Edit: We can even deduce from the rule itself that the series has to be finite, because an infinite series of moves can't end in checkmate, because checkmate terminates the series.
Prelim note: I don't think that is a valid argument because between the finite and the infinite is the undecidable - not being able to determine whether or not the answer is finite or infinite by proper algorithm. There is no number of moves N such that you can be sure that - when no checkmate is found - you will not find a checkmate at a move number >N. So you must go on looking forever. Unless of course you introduce one of a million meta-observations to reflect your (non-axiomatic) understanding of the game.
I don't see how that would make the argument invalid. If a series of moves ends in checkmate, then it is always a finite series of moves. So you don't have to know if a series is finite or infinite. Only the series which turn out to be finite can potentially end in checkmate.
That is the complexity of infinities. Suppose you start with a dead position - which of course you won't know beforehand - at which point do you decide that no checkmate will be found and the position is therefore dead?
Whatever approach you chose you must guarantee that what you look for will be found or disproved in a finite number of steps. It is insufficient to state that you will find it in a finite number of steps only if it is there. If you were sure a checkmate was there in the first place, you didn't need to run an algorithm at all. Apparently you had the answer you are looking for all along.
edit: I think the issue you are addressing is different from mine. You are evaluating all the branches of the move tree - some of which are infinite - in order to find the one which leads to checkmate. I ignore that exercise and concentrate on the possibility that none get there, making your parallel algorithm disappear in infinity.
That is the complexity of infinities. Suppose you start with a dead position - which of course you won't know beforehand - at which point do you decide that no checkmate will be found and the position is therefore dead?
Whatever approach you chose you must guarantee that what you look for will be found or disproved in a finite number of steps. It is insufficient to state that you will find it in a finite number of steps only if it is there. If you were sure a checkmate was there in the first place, you didn't need to run an algorithm at all. Apparently you had the answer you are looking for all along.
edit: I think the issue you are addressing is different from mine. You are evaluating all the branches of the move tree - some of which are infinite - in order to find the one which leads to checkmate. I ignore that exercise and concentrate on the possibility that none get there, making your parallel algorithm disappear in infinity.
Do you disagree with the following statement: 'If a series ends in checkmate, then the series is finite.'
It follows directly from that statement that series has to be finite. You know before you use some algorithm to find if it a dead draw that the series has be finite. So you don't even look at infinite series.

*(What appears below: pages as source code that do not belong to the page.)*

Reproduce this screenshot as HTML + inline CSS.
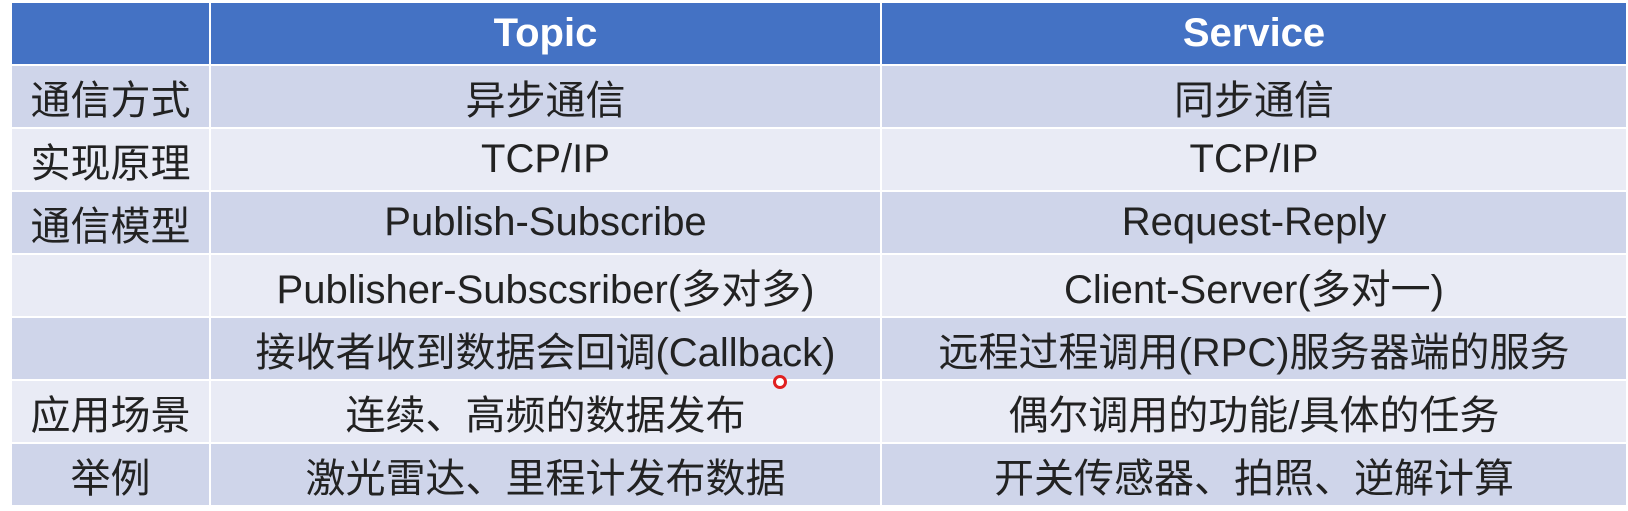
<!DOCTYPE html><html><head><style>
body{margin:0;background:#fff;width:1628px;height:511px;overflow:hidden}
table{position:absolute;left:10px;top:1px;border-collapse:collapse;table-layout:fixed;width:1616px;font-family:"Liberation Sans","Noto Sans CJK SC",sans-serif;font-size:40px;color:#222}
td{border:2px solid #fff;text-align:center;padding:0;white-space:nowrap}
tr{height:63px}
tr.h td{background:#4472c4;color:#fff;font-weight:bold}
tr.d td{background:#cfd5ea}
tr.l td{background:#e9ebf5}
.dot{position:absolute;left:773px;top:375px;width:8px;height:8px;border-radius:50%;background:#fff;border:3px solid #e02020}
</style></head><body>
<table>
<colgroup><col style="width:199px"><col style="width:671px"><col style="width:746px"></colgroup>
<tr class="h"><td></td><td>Topic</td><td>Service</td></tr>
<tr class="d"><td>通信方式</td><td>异步通信</td><td>同步通信</td></tr>
<tr class="l"><td>实现原理</td><td>TCP/IP</td><td>TCP/IP</td></tr>
<tr class="d"><td>通信模型</td><td>Publish-Subscribe</td><td>Request-Reply</td></tr>
<tr class="l"><td></td><td>Publisher-Subscsriber(多对多)</td><td>Client-Server(多对一)</td></tr>
<tr class="d"><td></td><td>接收者收到数据会回调(Callback)</td><td>远程过程调用(RPC)服务器端的服务</td></tr>
<tr class="l"><td>应用场景</td><td>连续、高频的数据发布</td><td>偶尔调用的功能/具体的任务</td></tr>
<tr class="d"><td>举例</td><td>激光雷达、里程计发布数据</td><td>开关传感器、拍照、逆解计算</td></tr>
</table>
<div class="dot"></div>
</body></html>
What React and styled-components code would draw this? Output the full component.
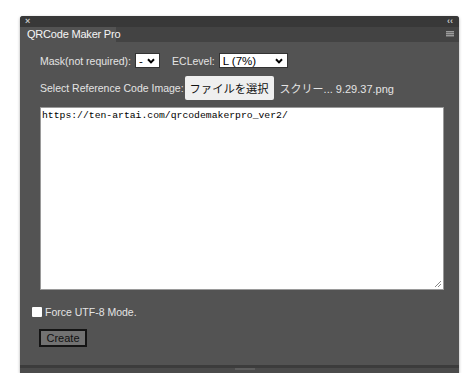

I think you lost me. Of course I agree with your first statement and it is part of my argument. I do not suggest trying to look for infinite series. Infinity is something you always run into unintentionally. The problem of an algorithm going to infinity is that it cannot interrupt itself and say "what I'm doing is silly, I stop" like a human would. And while it's going to infinity it is shouting at every move: "where is the checkmate, where is the checkmate" hoping to find it. Only we know it never will but the algorithm knows not. It can however continue playing "next moves" forever without a repeat rule to stop it.
Compare the following situation: a player removes enemy piece with intent to capture. There is only one legal move to capture that piece, and that move is a ceheckmate. Once the enemy piece is touched, there is no other legal move. But making the move also requires moving the capturing piece to new square (and releasing it). Suppose flag falls with captured piece removed but capturing piece in starting square.
I understand that a move interrupted by flag fall before making it is parsed by retracting it to the position before the move started, and the outcome evaluated from that position. Correct?
Not quite! There is a dead rule for anticipated draws but no victory rule for anticipated checkmates. The dead rule by itself is so silly, that I couldn't believe this was true at the time it was introduced. What they should have made right from the start was the one result rule. Quit the game when the outcome is sure whatever that outcome is.
The situation you describe is similar to the one we are discussing in this thread. We do not all agree on the outcome. My position is indeed like you describe.